Criminal Penalties for Misuse
The Privacy Act creates three criminal offenses, all classified as misdemeanors with a maximum fine of $5,000 each:
- Unauthorized disclosure by a federal employee: An officer or employee who has access to Privacy Act records through their job and willfully shares them with someone not entitled to receive them, knowing the disclosure is prohibited, commits a misdemeanor.
- Maintaining secret records: Any agency officer or employee who willfully maintains a system of records without publishing the required System of Records Notice commits a misdemeanor.
- Obtaining records under false pretenses: Any person — not just a federal employee — who knowingly and willfully requests or obtains records about an individual from an agency under false pretenses commits a misdemeanor.
Prosecutions under these provisions are rare. The $5,000 fine hasn’t been adjusted since 1974, which limits its deterrent value.
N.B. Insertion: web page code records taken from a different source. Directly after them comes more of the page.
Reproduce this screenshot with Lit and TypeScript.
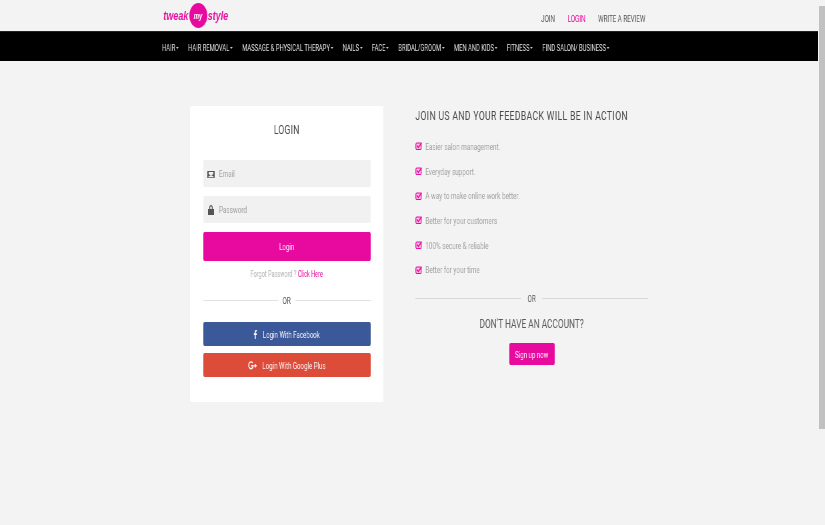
import { LitElement, html, css } from 'lit';
import { customElement } from 'lit/decorators.js';

const NAV = ['HAIR', 'HAIR REMOVAL', 'MASSAGE & PHYSICAL THERAPY', 'NAILS', 'FACE', 'BRIDAL/GROOM', 'MEN AND KIDS', 'FITNESS', 'FIND SALON/ BUSINESS'];
const PERKS = ['Easier salon management.', 'Everyday support.', 'A way to make online work better.', 'Better for your customers', '100% secure & reliable', 'Better for your time'];

// the reference is squeezed horizontally, so .page is laid out 1.5x wide and scaled back
@customElement('app-root')
export class AppRoot extends LitElement {
  static styles = css`
    :host {
      display: flex;
      width: 825px;
      height: 525px;
      overflow: hidden;
      background: #f3f3f3;
      font-family: Roboto, 'Liberation Sans', sans-serif;
      color: #555;
    }
    .frame { width: 818px; flex: none; overflow: hidden; }
    .page { width: 1227px; transform: scaleX(0.6667); transform-origin: 0 0; will-change: transform; background: #f3f3f3; height: 525px; }
    .scrollbar { flex: 1; padding: 6px 0 96px 1px; display: flex; }
    .thumb { flex: 1; background: #c1c1c1; }

    .top { height: 31px; display: flex; align-items: center; padding: 0 259px 0 245px; box-sizing: border-box; justify-content: space-between; }
    .logo { display: flex; align-items: center; gap: 1px; color: #e6109f; font-family: 'Liberation Sans', sans-serif; font-style: italic; font-weight: 700; font-size: 13.500px; height: 26px; }
    .logo .my { width: 27px; height: 25px; border-radius: 50%; background: #e8099f; color: #fff; font-size: 9px; display: flex; align-items: center; justify-content: center; }
    .toplinks { display: flex; gap: 19px; font-size: 9.300px; color: #555; padding-top: 5px; }
    .toplinks .on { color: #e8099f; }

    nav { height: 30px; background: #000; display: flex; align-items: center; padding: 2px 0 0 243px; gap: 14.200px; color: #e4e4e4; font-size: 8.800px; border-top: 1px solid #222; box-sizing: border-box; }
    nav i { display: inline-block; border: 2px solid transparent; border-top-color: #ccc; border-bottom: 0; margin-left: 1px; vertical-align: middle; }

    .body { display: flex; padding: 45px 0 0 285px; gap: 48px; align-items: flex-start; }
    .card { width: 290px; height: 296px; background: #fff; border-radius: 2px; padding: 0 19.500px; box-sizing: border-box; display: flex; flex-direction: column; }
    .card h2 { margin: 17px 0 24px; height: 13px; line-height: 13px; text-align: center; font-size: 13px; font-weight: 400; color: #4a4a4a; letter-spacing: 0.3px; }
    .field { height: 27px; margin-bottom: 9px; background: #f1f1f1; border-radius: 2px; display: flex; align-items: center; gap: 7px; padding-left: 6px; font-size: 9.500px; color: #a0a0a0; }
    .field svg { width: 11px; height: 10px; flex: none; }
    .btn { border-radius: 2px; color: #fbf6f9; display: flex; align-items: center; justify-content: center; font-size: 9.200px; }
    .login { height: 28.500px; background: #e8099f; }
    .forgot { margin-top: 9.500px; height: 9px; line-height: 9px; text-align: center; font-size: 8.300px; color: #b0b0b0; }
    .forgot span { color: #e8099f; }
    .or { display: flex; align-items: center; gap: 7px; font-size: 9.500px; color: #555; height: 10px; }
    .or::before, .or::after { content: ''; flex: 1; border-top: 1px solid #e2e2e2; }
    .card .or { margin-top: 16px; }
    .fb { height: 24px; margin-top: 17px; background: #3b5998; gap: 8px; }
    .gp { height: 24px; margin-top: 7px; background: #dd4b39; gap: 8px; }
    .btn svg { height: 9px; flex: none; }

    .side { width: 349px; }
    .side h1 { margin: 3px 0 0; height: 13px; line-height: 13px; font-size: 13px; font-weight: 400; letter-spacing: 0.5px; color: #4a4a4a; white-space: nowrap; }
    ul { list-style: none; margin: 12px 0 0; padding: 0; }
    li { height: 24.700px; display: flex; align-items: center; gap: 5px; font-size: 9.500px; color: #a0a0a0; }
    li svg { width: 10px; height: 8px; flex: none; }
    .side .or { margin-top: 11px; gap: 9px; }
    .side .or::before, .side .or::after { border-top-color: #d8d8d8; }
    .side h3 { margin: 15px 0 0; height: 12px; line-height: 12px; text-align: center; font-size: 12.500px; font-weight: 400; color: #5a5a5a; }
    .signup { width: 68px; height: 22px; margin: 13px auto 0; background: #e8099f; }
  `;

  render() {
    return html`
      <div class="frame">
        <div class="page">
          <header class="top">
            <div class="logo"><span>tweak</span><span class="my">my</span><span>style</span></div>
            <div class="toplinks"><span>JOIN</span><span class="on">LOGIN</span><span>WRITE A REVIEW</span></div>
          </header>
          <nav>${NAV.map((n) => html`<span>${n}<i></i></span>`)}</nav>
          <main class="body">
            <section class="card">
              <h2>LOGIN</h2>
              <div class="field">
                <svg viewBox="0 0 11 10" preserveAspectRatio="none"><path fill="#555" d="M0 2h11v7H0z"/><path fill="#f1f1f1" d="M2 3h7v2L5.500 6.500 2 5zM1 8l3-1.500h3L10 8v.3H1z"/></svg>
                Email
              </div>
              <div class="field">
                <svg viewBox="0 0 11 10" preserveAspectRatio="none"><path fill="#555" d="M1 4h9v6H1zM3 4V2.500a2.500 2.500 0 0 1 5 0V4H6.700V2.500a1.200 1.200 0 0 0-2.400 0V4z"/></svg>
                Password
              </div>
              <div class="btn login">Login</div>
              <div class="forgot">Forgot Password ? <span>Click Here</span></div>
              <div class="or">OR</div>
              <div class="btn fb">
                <svg viewBox="0 0 5 10" width="6"><path fill="#fff" d="M1.500 10V5.500H0V3.700h1.500V2.300C1.500.800 2.400 0 3.700 0H5v1.700H4c-.6 0-.8.300-.8.800v1.200H5l-.2 1.800H3.200V10z"/></svg>
                Login With Facebook
              </div>
              <div class="btn gp">
                <svg viewBox="0 0 14 10" width="14"><path fill="none" stroke="#fff" stroke-width="1.600" d="M7 2.200A3.800 3.800 0 1 0 8 5.200H4.500M11.500 3.200v4M9.500 5.200h4"/></svg>
                Login With Google Plus
              </div>
            </section>
            <section class="side">
              <h1>JOIN US AND YOUR FEEDBACK WILL BE IN ACTION</h1>
              <ul>
                ${PERKS.map((p) => html`<li>
                  <svg viewBox="0 0 10 8"><rect x=".8" y="1" width="8" height="6.500" rx="1.500" fill="#fbc4e6" stroke="#e8099f" stroke-width="1.200"/><path fill="none" stroke="#e8099f" stroke-width="1.500" d="M2.500 3.500 4.500 5.500 9.500 .8"/></svg>
                  ${p}
                </li>`)}
              </ul>
              <div class="or">OR</div>
              <h3>DON'T HAVE AN ACCOUNT?</h3>
              <div class="btn signup">Sign up now</div>
            </section>
          </main>
        </div>
      </div>
      <div class="scrollbar"><div class="thumb"></div></div>
    `;
  }
}
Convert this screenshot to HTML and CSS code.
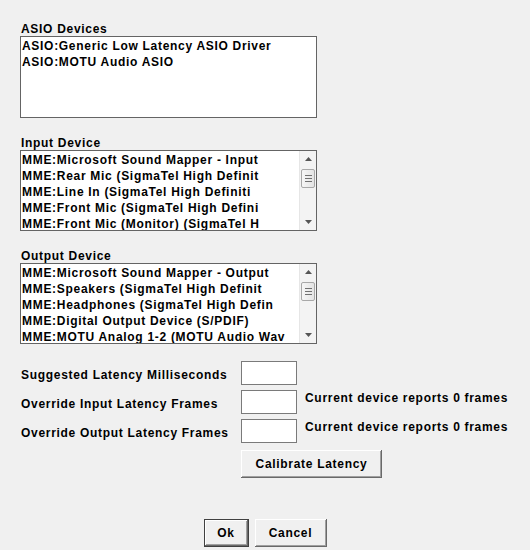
FILE: index.html
```html
<!DOCTYPE html>
<html>
<head>
<meta charset="utf-8">
<link rel="stylesheet" href="styles.css">
</head>
<body>
<div class="dialog">
  <section class="group">
    <div class="label">ASIO Devices</div>
    <div class="listbox tall">
      <div class="items">
        <div>ASIO:Generic Low Latency ASIO Driver</div>
        <div>ASIO:MOTU Audio ASIO</div>
      </div>
    </div>
  </section>
  <section class="group">
    <div class="label">Input Device</div>
    <div class="listbox">
      <div class="items">
        <div>MME:Microsoft Sound Mapper - Input</div>
        <div>MME:Rear Mic (SigmaTel High Definit</div>
        <div>MME:Line In (SigmaTel High Definiti</div>
        <div>MME:Front Mic (SigmaTel High Defini</div>
        <div>MME:Front Mic (Monitor) (SigmaTel H</div>
      </div>
      <div class="scrollbar">
        <svg class="arrow" width="7" height="4" viewBox="0 0 7 4"><path d="M3.5 0 L7 4 L0 4 Z" fill="#555"/></svg>
        <div class="thumb"><span></span><span></span><span></span></div>
        <div class="spacer"></div>
        <svg class="arrow" width="7" height="4" viewBox="0 0 7 4"><path d="M0 0 L7 0 L3.5 4 Z" fill="#555"/></svg>
      </div>
    </div>
  </section>
  <section class="group">
    <div class="label">Output Device</div>
    <div class="listbox">
      <div class="items">
        <div>MME:Microsoft Sound Mapper - Output</div>
        <div>MME:Speakers (SigmaTel High Definit</div>
        <div>MME:Headphones (SigmaTel High Defin</div>
        <div>MME:Digital Output Device (S/PDIF)</div>
        <div>MME:MOTU Analog 1-2 (MOTU Audio Wav</div>
      </div>
      <div class="scrollbar">
        <svg class="arrow" width="7" height="4" viewBox="0 0 7 4"><path d="M3.5 0 L7 4 L0 4 Z" fill="#555"/></svg>
        <div class="thumb"><span></span><span></span><span></span></div>
        <div class="spacer"></div>
        <svg class="arrow" width="7" height="4" viewBox="0 0 7 4"><path d="M0 0 L7 0 L3.5 4 Z" fill="#555"/></svg>
      </div>
    </div>
  </section>

  <div class="fields">
    <div class="flabel">Suggested Latency Milliseconds</div>
    <div class="textbox"></div>
    <div class="note"></div>

    <div class="flabel">Override Input Latency Frames</div>
    <div class="textbox"></div>
    <div class="note">Current device reports 0 frames</div>

    <div class="flabel">Override Output Latency Frames</div>
    <div class="textbox"></div>
    <div class="note">Current device reports 0 frames</div>

    <div></div>
    <button class="btn calibrate">Calibrate Latency</button>
    <div></div>
  </div>

  <div class="actions">
    <button class="btn default ok">Ok</button>
    <button class="btn cancel">Cancel</button>
  </div>
</div>
</body>
</html>
```

FILE: styles.css
```css
html, body {
  margin: 0;
  padding: 0;
  background: #f0f0f0;
}
body {
  width: 530px;
  height: 550px;
  overflow: hidden;
  font-family: "Liberation Sans", Arial, sans-serif;
  font-weight: bold;
  font-size: 12px;
  letter-spacing: 0.7px;
  color: #000;
}
.dialog {
  padding: 22px 0 0 20px;
}
.group {
  margin-bottom: 18px;
  width: 297px;
}
.label {
  height: 14px;
  line-height: 14px;
  padding-left: 1px;
}
.listbox {
  box-sizing: border-box;
  height: 81px;
  border: 1px solid #646464;
  background: #fff;
  display: flex;
  overflow: hidden;
}
.listbox.tall {
  height: 82px;
}
.items {
  flex: 1;
  padding: 1px 0 0 1px;
  overflow: hidden;
  white-space: nowrap;
}
.items div {
  height: 16px;
  line-height: 16px;
}
.scrollbar {
  width: 16px;
  background: #f3f3f3;
  border-left: 1px solid #e6e6e6;
  display: flex;
  flex-direction: column;
  align-items: center;
}
.arrow {
  margin: 6px 0 6px;
  flex: none;
}
.thumb {
  box-sizing: border-box;
  width: 14px;
  height: 19px;
  margin-top: 2px;
  border: 1px solid #a8a8a8;
  border-radius: 2px;
  background: linear-gradient(to right, #f6f6f6, #e4e4e4);
  display: flex;
  flex-direction: column;
  align-items: center;
  justify-content: center;
  gap: 2px;
}
.thumb span {
  display: block;
  width: 7px;
  height: 1px;
  background: #707070;
}
.spacer {
  flex: 1;
}
.fields {
  display: grid;
  grid-template-columns: 221px 56px auto;
  grid-template-rows: 24px 24px 24px 28px;
  row-gap: 5px;
  margin-top: -1px;
}
.flabel {
  padding-left: 1px;
  line-height: 14px;
  align-self: end;
  padding-bottom: 3px;
  white-space: nowrap;
}
.textbox {
  box-sizing: border-box;
  border: 1px solid #7a7a7a;
  background: #fff;
}
.note {
  padding-left: 8px;
  line-height: 14px;
  padding-top: 1px;
  white-space: nowrap;
}
.btn {
  box-sizing: border-box;
  font-family: "Liberation Sans", Arial, sans-serif;
  font-weight: bold;
  font-size: 12px;
  letter-spacing: 0.7px;
  color: #000;
  background: #f0f0f0;
  border: none;
  padding: 0;
  margin: 0;
  box-shadow: inset -1px -1px 0 #696969, inset 1px 1px 0 #fff, inset -2px -2px 0 #a0a0a0;
}
.calibrate {
  width: 141px;
  height: 28px;
  margin-top: 2px;
}
.actions {
  display: flex;
  justify-content: center;
  gap: 6px;
  margin-top: 43px;
  padding-right: 20px;
}
.ok {
  width: 45px;
  height: 28px;
}
.cancel {
  width: 72px;
  height: 28px;
}
.default {
  box-shadow: inset 0 0 0 1px #404040, inset -2px -2px 0 #696969, inset 2px 2px 0 #fff, inset -3px -3px 0 #a0a0a0;
}
```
But the criminal provisions serve an important structural role: they signal that Privacy Act violations are not just administrative problems but potential crimes.
Civil Remedies for Violations
If an agency violates your Privacy Act rights, you can sue in federal district court. The statute creates four distinct causes of action: two for injunctive relief (forcing the agency to grant access or make an amendment) and two for monetary damages (when the agency fails to maintain accurate records or violates other Privacy Act provisions in a way that harms you).
The Intentional-or-Willful Standard
Monetary damages are available only if the court finds the agency acted intentionally or willfully. Ordinary negligence is not enough. If you clear that bar, the government must pay your actual damages with a guaranteed minimum of $1,000, plus reasonable attorney fees and litigation costs. This is where most Privacy Act damage claims fall apart in practice: proving that an agency’s mistake was deliberate rather than sloppy is a steep burden, and many otherwise valid claims fail at this step.
What Counts as “Actual Damages”
The Supreme Court narrowed this question in 2012. In FAA v. Cooper, the Court held that “actual damages” under the Privacy Act means only proven economic harm — lost wages, out-of-pocket costs, and similar pecuniary losses. Emotional distress, embarrassment, and reputational harm do not qualify, even when they are real and documented. The Court reasoned that because the Privacy Act waives the government’s sovereign immunity, any ambiguity in the scope of that waiver must be read in the government’s favor. The practical effect: if an agency’s willful Privacy Act violation causes you significant emotional harm but no financial loss beyond the $1,000 minimum, your recovery is capped at $1,000 plus attorney fees.
Statute of Limitations
You must file a Privacy Act lawsuit within two years from the date the cause of action arises. There is one exception: if the agency materially and willfully misrepresented information it was required to disclose to you, and that misrepresentation is material to the agency’s liability, the two-year clock starts when you discover the misrepresentation rather than when it occurred. You can file in the district where you live, where you work, where the records are located, or in the District of Columbia.